**Requirements:**
Find the lines containing the word "code" and copy every one of them.

**Material provided:**

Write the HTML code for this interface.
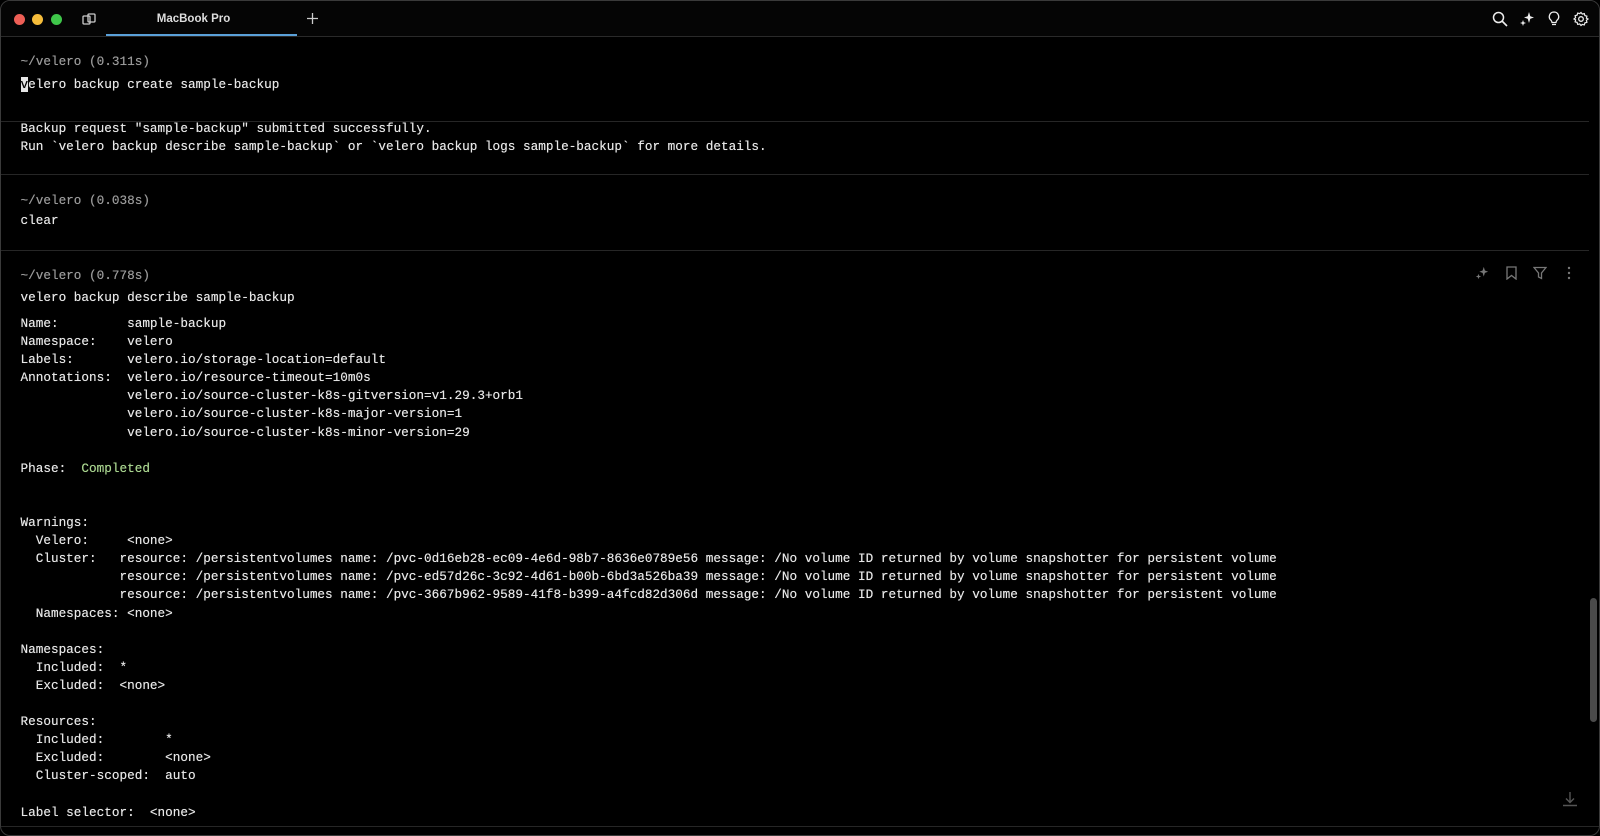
<!DOCTYPE html>
<html><head><meta charset="utf-8"><style>
html,body{margin:0;padding:0;background:#000;width:1600px;height:836px;overflow:hidden}
body{position:relative;font-family:"Liberation Mono",monospace;font-size:12.7px;color:#e6e6e6}
.win{position:absolute;left:0;top:0;width:1598px;height:834px;border:1px solid #3a3a3a;border-radius:10px;overflow:hidden}
.tb{position:absolute;left:0;top:0;width:100%;height:35px;border-bottom:1px solid #2a2a2a;background:#050505}
.dot{position:absolute;top:13px;width:11px;height:11px;border-radius:50%}
.tab{position:absolute;left:105px;top:0;width:191px;height:33px;border-bottom:2px solid #5aa0d8;color:#ddd;font-family:"Liberation Sans",sans-serif;font-size:11.5px;font-weight:bold;text-align:center;line-height:36px}
.tab span{position:relative;left:-8px}
.sep{position:absolute;left:0;width:1588px;height:1px;background:#262626}
pre{position:absolute;left:19.5px;margin:0;font:inherit;line-height:18.1px;white-space:pre;text-shadow:0 0 0.4px currentColor}
.p{color:#9a9a9a}
.g{color:#a9d58f}
.cur{background:#e6e6e6;color:#000}
svg{position:absolute}
</style></head><body><div class="win">
<div class="tb">
<div class="dot" style="left:13px;background:#ee5f56"></div>
<div class="dot" style="left:31px;background:#f6bd3b"></div>
<div class="dot" style="left:50px;background:#3fc74a"></div>
<svg style="left:81px;top:12px" width="14" height="12" viewBox="0 0 14 12"><rect x="1" y="3" width="7" height="8" rx="1" fill="none" stroke="#ccc" stroke-width="1.3"/><rect x="6" y="1" width="7" height="8" rx="1" fill="none" stroke="#ccc" stroke-width="1.3"/></svg>
<div class="tab"><span>MacBook Pro</span></div>
<svg style="left:306px;top:12px" width="11" height="11"><path d="M5.5 0V11M0 5.5H11" stroke="#ccc" stroke-width="1.3"/></svg>
<svg style="left:1491px;top:10px" width="16" height="16"><circle cx="6.5" cy="6.5" r="5" fill="none" stroke="#eee" stroke-width="1.5"/><path d="M10 10L15 15" stroke="#eee" stroke-width="1.6"/></svg>
<svg style="left:1518px;top:10px" width="16" height="16" viewBox="0 0 16 16"><path d="M10 1L11.3 5.2 15 6.5 11.3 7.8 10 12 8.7 7.8 5 6.5 8.7 5.2Z" fill="#eee"/><path d="M4 9L4.8 11.2 7 12 4.8 12.8 4 15 3.2 12.8 1 12 3.2 11.2Z" fill="#eee"/></svg>
<svg style="left:1547px;top:10px" width="12" height="16" viewBox="0 0 12 16"><path d="M6 1a4.7 4.7 0 0 0-3 8.3c.6.6 1 1.3 1 2.2h4c0-.9.4-1.6 1-2.2A4.7 4.7 0 0 0 6 1z" fill="none" stroke="#eee" stroke-width="1.3"/><path d="M4 13.5h4" stroke="#eee" stroke-width="1.3"/></svg>
<svg style="left:1572px;top:10px" width="16" height="16" viewBox="0 0 16 16"><circle cx="8" cy="8" r="2.3" fill="none" stroke="#eee" stroke-width="1.3"/><path d="M8 1.5l1.3 1.6 2-.5.6 2 2 .6-.5 2L15 8l-1.6 1.3.5 2-2 .6-.6 2-2-.5L8 14.5l-1.3-1.6-2 .5-.6-2-2-.6.5-2L1 8l1.6-1.3-.5-2 2-.6.6-2 2 .5z" fill="none" stroke="#eee" stroke-width="1.2"/></svg>
</div>

<pre class="p" style="top:52px">~/velero (0.311s)</pre>
<pre style="top:75px"><span class="cur">v</span>elero backup create sample-backup</pre>
<div class="sep" style="top:120px"></div>
<pre style="top:119px">Backup request "sample-backup" submitted successfully.
Run `velero backup describe sample-backup` or `velero backup logs sample-backup` for more details.</pre>
<div class="sep" style="top:173px"></div>
<pre class="p" style="top:191px">~/velero (0.038s)</pre>
<pre style="top:211px">clear</pre>
<div class="sep" style="top:249px"></div>
<pre class="p" style="top:266px">~/velero (0.778s)</pre>
<pre style="top:288px">velero backup describe sample-backup</pre>
<svg style="left:1474px;top:265px" width="14" height="14" viewBox="0 0 16 16"><path d="M10 1L11.3 5.2 15 6.5 11.3 7.8 10 12 8.7 7.8 5 6.5 8.7 5.2Z" fill="#777"/><path d="M4 9L4.8 11.2 7 12 4.8 12.8 4 15 3.2 12.8 1 12 3.2 11.2Z" fill="#777"/></svg>
<svg style="left:1505px;top:265px" width="11" height="14"><path d="M1 1H10V13L5.5 9.5 1 13Z" fill="none" stroke="#777" stroke-width="1.3"/></svg>
<svg style="left:1532px;top:265px" width="14" height="14"><path d="M1 1.5H13L8.5 7V12.5L5.5 11V7Z" fill="none" stroke="#777" stroke-width="1.3"/></svg>
<svg style="left:1566px;top:265px" width="4" height="14"><circle cx="2" cy="2" r="1.2" fill="#777"/><circle cx="2" cy="7" r="1.2" fill="#777"/><circle cx="2" cy="12" r="1.2" fill="#777"/></svg>
<pre style="top:314px">Name:         sample-backup
Namespace:    velero
Labels:       velero.io/storage-location=default
Annotations:  velero.io/resource-timeout=10m0s
              velero.io/source-cluster-k8s-gitversion=v1.29.3+orb1
              velero.io/source-cluster-k8s-major-version=1
              velero.io/source-cluster-k8s-minor-version=29

Phase:  <span class="g">Completed</span>


Warnings:
  Velero:     &lt;none&gt;
  Cluster:   resource: /persistentvolumes name: /pvc-0d16eb28-ec09-4e6d-98b7-8636e0789e56 message: /No volume ID returned by volume snapshotter for persistent volume
             resource: /persistentvolumes name: /pvc-ed57d26c-3c92-4d61-b00b-6bd3a526ba39 message: /No volume ID returned by volume snapshotter for persistent volume
             resource: /persistentvolumes name: /pvc-3667b962-9589-41f8-b399-a4fcd82d306d message: /No volume ID returned by volume snapshotter for persistent volume
  Namespaces: &lt;none&gt;

Namespaces:
  Included:  *
  Excluded:  &lt;none&gt;

Resources:
  Included:        *
  Excluded:        &lt;none&gt;
  Cluster-scoped:  auto

Label selector:  &lt;none&gt;</pre>
<div style="position:absolute;left:1589px;top:597px;width:7px;height:124px;border-radius:4px;background:#4a4a4a"></div>
<svg style="left:1560px;top:790px" width="18" height="16"><path d="M9 1V11M5 7.5L9 11.5 13 7.5" fill="none" stroke="#555" stroke-width="1.4"/><path d="M2 14.5H16" stroke="#555" stroke-width="1.4"/></svg>
<div class="sep" style="top:825px;width:1600px"></div>
</div></body></html>
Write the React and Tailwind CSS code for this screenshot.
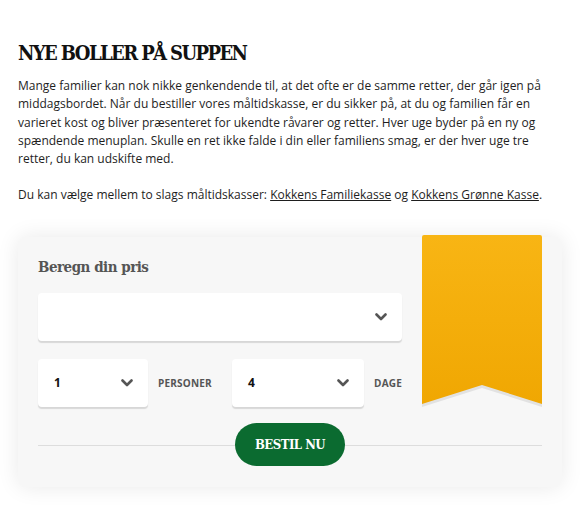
import React from 'react'

const slab = { fontFamily: '"DejaVu Serif", "Liberation Serif", serif', fontStretch: 'condensed' }

function Chevron() {
  return (
    <svg width="12" height="8" viewBox="0 0 12 8" className="shrink-0">
      <polyline points="1.5,1.5 6,6 10.5,1.5" fill="none" stroke="#555" strokeWidth="2.6" strokeLinecap="round" strokeLinejoin="round" />
    </svg>
  )
}

function Select({ value, className = '' }) {
  return (
    <div className={`h-[48px] bg-white rounded-[4px] shadow-[0_2px_1px_rgba(0,0,0,0.13)] flex items-center justify-between pl-4 pr-[15px] ${className}`}>
      <span className="text-[12px] font-bold text-[#111]">{value}</span>
      <Chevron />
    </div>
  )
}

function Ribbon() {
  return (
    <svg width="120" height="173" viewBox="0 0 120 173" className="block">
      <defs>
        <linearGradient id="rib" x1="0" y1="0" x2="0" y2="1">
          <stop offset="0" stopColor="#f8b514" />
          <stop offset="1" stopColor="#f0a702" />
        </linearGradient>
      </defs>
      <polygon points="0,10 120,10 120,172 60,153 0,172" fill="#e2e2e2" />
      <path d="M2,0 H118 Q120,0 120,2 V169 L60,150 L0,169 V2 Q0,0 2,0 Z" fill="url(#rib)" />
    </svg>
  )
}

export default function App() {
  return (
    <div className="min-h-screen bg-white text-[#1e1e1e]" style={{ fontFamily: '"Open Sans", sans-serif' }}>
      <div className="px-[18px] pt-[41px] pb-6">
        <h1 className="text-[20px] leading-[24px] font-bold text-[#111] tracking-[-1.6px]" style={slab}>NYE BOLLER PÅ SUPPEN</h1>
        <p className="mt-[12px] w-[545px] text-[12px] leading-[18.25px]">
          Mange familier kan nok nikke genkendende til, at det ofte er de samme retter, der går igen på middagsbordet. Når du bestiller vores måltidskasse, er du sikker på, at du og familien får en varieret kost og bliver præsenteret for ukendte råvarer og retter. Hver uge byder på en ny og spændende menuplan. Skulle en ret ikke falde i din eller familiens smag, er der hver uge tre retter, du kan udskifte med.
        </p>
        <p className="mt-[18px] text-[12px] leading-[18px]">
          Du kan vælge mellem to slags måltidskasser: <a className="underline">Kokkens Familiekasse</a> og <a className="underline">Kokkens Grønne Kasse</a>.
        </p>

        <div className="mt-[33px] w-[544px] bg-[#f7f7f7] rounded-[8px] shadow-[0_0_22px_rgba(0,0,0,0.09)] px-5 pb-[21px]">
          <div className="flex gap-5">
            <div className="flex-1 pt-5">
              <h2 className="text-[15px] leading-[20px] font-bold text-[#555] tracking-[-0.5px]" style={slab}>Beregn din pris</h2>
              <Select value="" className="mt-4" />
              <div className="mt-[18px] flex items-center">
                <Select value="1" className="w-[110px]" />
                <span className="ml-[10px] text-[10px] font-bold text-[#555] tracking-[0.2px]">PERSONER</span>
                <Select value="4" className="ml-5 flex-1" />
                <span className="ml-[10px] text-[10px] font-bold text-[#555] tracking-[0.2px]">DAGE</span>
              </div>
            </div>
            <div className="w-[120px] mt-[-2px]">
              <Ribbon />
            </div>
          </div>
          <div className="relative mt-[15px] flex justify-center">
            <div className="absolute left-0 right-0 top-1/2 h-px bg-[#dddddd]" />
            <button className="relative w-[110px] h-[43px] rounded-full bg-[#0b6b30] text-white text-[13px] font-bold tracking-[-0.5px]" style={slab}>BESTIL NU</button>
          </div>
        </div>
      </div>
    </div>
  )
}
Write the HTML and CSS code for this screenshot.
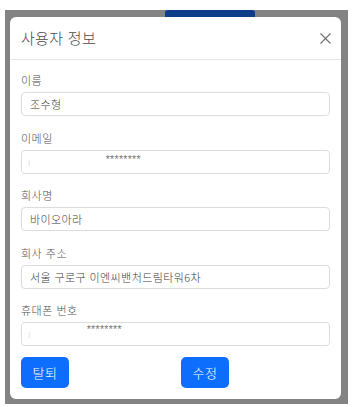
FILE: index.html
```html
<!DOCTYPE html>
<html lang="ko">
<head>
<meta charset="utf-8">
<title>사용자 정보</title>
<link rel="stylesheet" href="styles.css">
</head>
<body>
<div class="stage">
  <div class="backdrop">
    <div class="behind-btn"></div>
    <div class="modal">
      <div class="modal-header">
        <h5 class="modal-title">사용자 정보</h5>
        <button class="close-btn" aria-label="닫기">
          <svg width="11" height="11" viewBox="0 0 11 11"><path d="M0.5 0.5 L10.5 10.5 M10.5 0.5 L0.5 10.5" stroke="#707070" stroke-width="1.1" fill="none"/></svg>
        </button>
      </div>
      <div class="modal-body">
        <div class="field">
          <label class="field-label">이름</label>
          <div class="input">조수형</div>
        </div>
        <div class="field">
          <label class="field-label">이메일</label>
          <div class="input masked"><span class="ghost">ı</span><span class="stars stars-email">********</span></div>
        </div>
        <div class="field">
          <label class="field-label">회사명</label>
          <div class="input">바이오아라</div>
        </div>
        <div class="field">
          <label class="field-label">회사 주소</label>
          <div class="input">서울 구로구 이엔씨밴처드림타워6차</div>
        </div>
        <div class="field">
          <label class="field-label">휴대폰 번호</label>
          <div class="input masked"><span class="ghost">ı</span><span class="stars stars-phone">********</span></div>
        </div>
        <div class="actions">
          <button class="btn">탈퇴</button>
          <button class="btn">수정</button>
        </div>
      </div>
    </div>
  </div>
</div>
</body>
</html>
```

FILE: styles.css
```css
* { box-sizing: border-box; }

html, body {
  margin: 0;
  padding: 0;
  background: #ffffff;
}

body {
  font-family: "Noto Sans CJK KR", "Noto Sans", "Liberation Sans", sans-serif;
  width: 356px;
  height: 407px;
  overflow: hidden;
}

.stage {
  padding: 10px 8px 3px 5px;
}

.backdrop {
  width: 343px;
  height: 394px;
  background-color: #838383;
  display: flex;
  flex-direction: column;
}

.behind-btn {
  width: 90px;
  height: 7px;
  margin-left: 160px;
  background: #0c3d8a;
  border-radius: 3px 3px 0 0;
}

.modal {
  margin-left: 5px;
  width: 331px;
  height: 382px;
  background: #ffffff;
  border-radius: 6px;
  display: flex;
  flex-direction: column;
}

.modal-header {
  height: 43px;
  display: flex;
  align-items: center;
  justify-content: space-between;
  padding: 0 10px 0 11px;
  border-bottom: 1px solid #e6e6e6;
}

.modal-title {
  margin: 0;
  font-size: 15px;
  font-weight: 300;
  color: #4a4a4a;
  line-height: 20px;
  letter-spacing: 0.3px;
}

.close-btn {
  border: 0;
  background: transparent;
  padding: 0;
  width: 11px;
  height: 11px;
  display: flex;
}

.modal-body {
  padding: 12px 11px 11px 11px;
  display: flex;
  flex-direction: column;
  gap: 13.5px;
}

.field {
  display: flex;
  flex-direction: column;
}

.field-label {
  font-size: 11px;
  font-weight: 300;
  line-height: 16px;
  height: 16px;
  color: #505050;
  margin-bottom: 4px;
  letter-spacing: 0.5px;
}

.input {
  height: 24px;
  width: 309px;
  border: 1px solid #dcdcdc;
  border-radius: 4px;
  padding: 0 8px;
  font-size: 11px;
  font-weight: 300;
  line-height: 22px;
  color: #3e3e3e;
  letter-spacing: 0.4px;
  display: flex;
  align-items: center;
  white-space: nowrap;
}

.masked {
  padding-left: 6px;
  align-items: flex-start;
}

.ghost {
  color: #d8d8d8;
  font-size: 10px;
  line-height: 22px;
}

.stars {
  font-family: "Liberation Sans", sans-serif;
  font-size: 10.5px;
  line-height: 16px;
  color: #777777;
  letter-spacing: 0.3px;
}

.stars-email { margin-left: 75px; }
.stars-phone { margin-left: 56px; margin-top: -2px; }

.actions {
  display: flex;
  gap: 112px;
  margin-top: -2.5px;
}

.btn {
  width: 48px;
  height: 31px;
  border: 0;
  border-radius: 5px;
  background: #0d6efd;
  color: #ffffff;
  font-family: "Noto Sans CJK KR", "Noto Sans", sans-serif;
  font-size: 13px;
  font-weight: 300;
  letter-spacing: 0.5px;
  padding: 0;
}
```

**Completed task:**
Write the HTML code for this interface.
Write the React and Tailwind CSS code for this screenshot.
Write the HTML and CSS code for this screenshot.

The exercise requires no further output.